Those Were the Books

That’s it, the world is truly coming to an end. Encyclopaedia Britannica is going online only, after 244 years of print publication. A sadness comes over me, as when I see a book, any paper book, tossed into the maw of the Internet.

We didn’t have Britannica in our house when I was growing up. It was a bit highbrow for our family. You could spot it at the library, deep in the mysterious corners of the place, but somehow it seemed inaccessible, far too brainy and impossible to approach, read and absorb. You could run your hands along the dark volumes and feel the bindings. There was knowledge in there.

In our home we had World Book, which is still around in the actual real publishing world. I don’t recall exactly when it showed up, or how, but I think a man wearing a hat appeared at our doorstep in Texas in the 1960s offering them for sale. Deeply concerned about our education, Mom figured out how to pay for the books out of her meager piano-lesson earnings. Thank you.

They were great volumes. Ivory white, slick pages, colorful, full of things that could take you from here to there and back again. My sister and I competed reading each lettered volume, but she gave up first and I kept going. I had grandiose ideas of reading the whole set straight through, and even made a timeline. This failed, of course, but I can remember, sometime along in there when things were getting wild in Vietnam, how I’d made it deep into the H’s.

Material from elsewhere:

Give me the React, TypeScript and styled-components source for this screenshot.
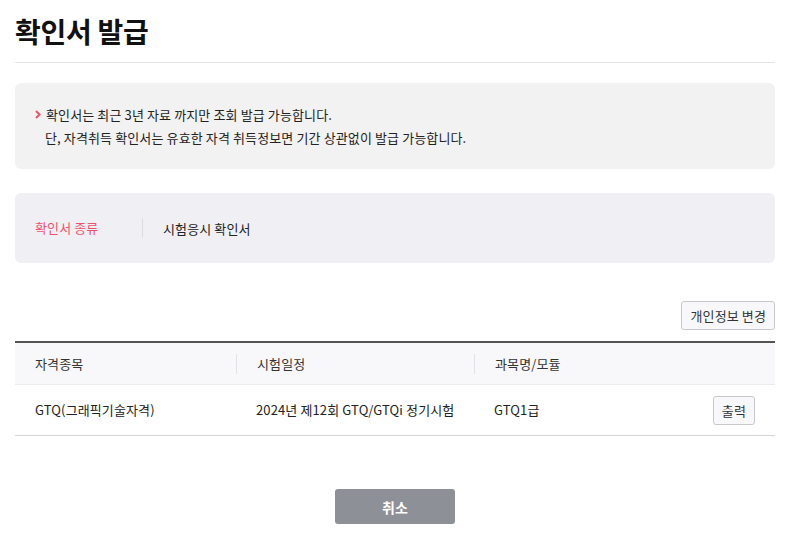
import { createGlobalStyle, styled } from 'styled-components';

const GlobalStyle = createGlobalStyle`
  body {
    margin: 0;
    background: #fff;
    font-family: "Noto Sans CJK KR", "Noto Sans", sans-serif;
    color: #222;
    letter-spacing: 0.12px;
  }
  * { box-sizing: border-box; }
`;

const Page = styled.div`
  padding: 0 12px 0 15px;
  width: 787px;
`;

const Title = styled.h1`
  margin: 0;
  padding: 13px 0 13px;
  font-size: 28px;
  line-height: 36px;
  font-weight: 700;
  color: #111;
  border-bottom: 1px solid #e4e4e4;
  letter-spacing: -0.3px;
`;

const InfoBox = styled.div`
  margin-top: 20px;
  height: 86px;
  background: #f2f2f2;
  border-radius: 6px;
  padding: 20px 20px 0;
`;

const InfoLine = styled.p<{ $first?: boolean }>`
  margin: 0;
  display: flex;
  align-items: center;
  gap: 5px;
  font-size: 13px;
  line-height: 23px;
  color: #222;
  padding-left: ${(p) => (p.$first ? '0' : '10px')};
`;

const TypeBox = styled.div`
  margin-top: 24px;
  height: 70px;
  background: #f0f0f4;
  border-radius: 6px;
  padding: 0 20px;
  display: flex;
  align-items: center;
`;

const TypeLabel = styled.span`
  font-size: 13px;
  color: #f0506e;
  width: 108px;
  border-right: 1px solid #dcdce2;
  line-height: 20px;
`;

const TypeValue = styled.span`
  font-size: 13px;
  color: #222;
  padding-left: 20px;
`;

const Toolbar = styled.div`
  margin-top: 38px;
  display: flex;
  justify-content: flex-end;
`;

const Button = styled.button`
  font-family: inherit;
  font-size: 13px;
  letter-spacing: inherit;
  color: #333;
  background: #f8f8fa;
  border: 1px solid #c8c8cc;
  border-radius: 3px;
  height: 29px;
  padding: 0 8px;
  cursor: pointer;
`;

const Table = styled.div`
  margin-top: 11px;
  border-top: 2px solid #555;
`;

const Row = styled.div<{ $head?: boolean }>`
  display: grid;
  grid-template-columns: 221px 238px 1fr;
  align-items: center;
  height: ${(p) => (p.$head ? '42px' : '51px')};
  background: ${(p) => (p.$head ? '#f8f8fa' : '#fff')};
  border-bottom: 1px solid ${(p) => (p.$head ? '#ececf0' : '#d5d5d8')};
`;

const Cell = styled.div<{ $divider?: boolean }>`
  font-size: 13px;
  color: #222;
  padding: 0 20px;
  display: flex;
  align-items: center;
  justify-content: space-between;
  white-space: nowrap;
  line-height: 20px;
  border-left: ${(p) => (p.$divider ? '1px solid #e2e2e6' : 'none')};
`;

const HeadCell = styled(Cell)`
  color: #333;
`;

const Footer = styled.div`
  margin-top: 53px;
  display: flex;
  justify-content: center;
`;

const CancelButton = styled.button`
  width: 120px;
  height: 35px;
  border: none;
  border-radius: 3px;
  background: #8e9097;
  color: #fff;
  font-family: inherit;
  font-size: 14px;
  font-weight: 700;
`;

function Chevron() {
  return (
    <svg width="6" height="9" viewBox="0 0 6 9">
      <path d="M1 1 L4.5 4.5 L1 8" fill="none" stroke="#f0506e" strokeWidth="2" />
    </svg>
  );
}

export default function App() {
  return (
    <>
      <GlobalStyle />
      <Page>
        <Title>확인서 발급</Title>
        <InfoBox>
          <InfoLine $first>
            <Chevron />
            확인서는 최근 3년 자료 까지만 조회 발급 가능합니다.
          </InfoLine>
          <InfoLine>단, 자격취득 확인서는 유효한 자격 취득정보면 기간 상관없이 발급 가능합니다.</InfoLine>
        </InfoBox>
        <TypeBox>
          <TypeLabel>확인서 종류</TypeLabel>
          <TypeValue>시험응시 확인서</TypeValue>
        </TypeBox>
        <Toolbar>
          <Button>개인정보 변경</Button>
        </Toolbar>
        <Table>
          <Row $head>
            <HeadCell>자격종목</HeadCell>
            <HeadCell $divider>시험일정</HeadCell>
            <HeadCell $divider>과목명/모듈</HeadCell>
          </Row>
          <Row>
            <Cell>GTQ(그래픽기술자격)</Cell>
            <Cell>2024년 제12회 GTQ/GTQi 정기시험</Cell>
            <Cell>
              GTQ1급
              <Button>출력</Button>
            </Cell>
          </Row>
        </Table>
        <Footer>
          <CancelButton>취소</CancelButton>
        </Footer>
      </Page>
    </>
  );
}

I also seem to remember neat plastic overlays on some topics, sort of proto-multimedia displays. If it concerned the human body — a bizarre, icky, very cool country — then you had the gutted human form first, then an overlay of the organs, then the bones, then the muscles, then the skin, until you had the whole complexity of man before your eyes. “Gross!” my sister would exclaim.

World Book put out a yearly supplement. It was even more exciting sometimes than the main set. You took great pride in the year’s accomplishments. Mercury rockets flung men into orbit. Geminis sent heroes up to practice docking ships. The moon men, well, were out of this world. Every year was a banner year for World Book because it was a banner world back then.

Our humble home would have been a seriously lesser place without those venerable volumes. Always, coming home from school, I would check my room for any disturbances — for that was where the encyclopedias lived. If a single volume was gone, alarms went off. It was usually my sister. But that’s O.K., her room was just right there so I could find the missing tome in seconds. Other times the volumes would mysteriously be in the wrong spot. This was quickly fixed and order was restored.

It was all about order back then. Things were clear, easy to understand and hopeful. A set of creamy white World Books could take you to the outer limits of understanding and back again with mere flicks of their beautiful pages.

They also came in handy when it came time to write punishment essays for talking during algebra. Our teacher, Mr. Tynes, who also doubled as the local TV weatherman, came down hard on us boys for talking in the back. One time my pencil rolled off my desk and I whispered to Billy to give it back, and Mr. Tynes caught me and said, O.K., that’ll be 1,000 words on birds. And he wrote my name the corner of infamy on the blackboard.

That night, out came the World Book to save the day. I don’t remember what I wrote, but there was a lot of copying. A thousand words is a long essay in pen longhand. Due the next morning.

The problem was that if you were caught copying out of the encyclopedia, Mr. Tynes would figure it out. And then make you redo it, and on another subject, like snakes, and he’d add another 1,000 words. It was my lucky day when he failed to discover my cheating, but I will say this: I still think birds are cool and know a thing or two about them.

I don’t know where those World Books got off to after we all left home for institutions of higher education. They may be at my sister’s. I’ll have to ask. And tell her about Britannica.

By Kyle Jarrard, a senior editor at the International Herald Tribune.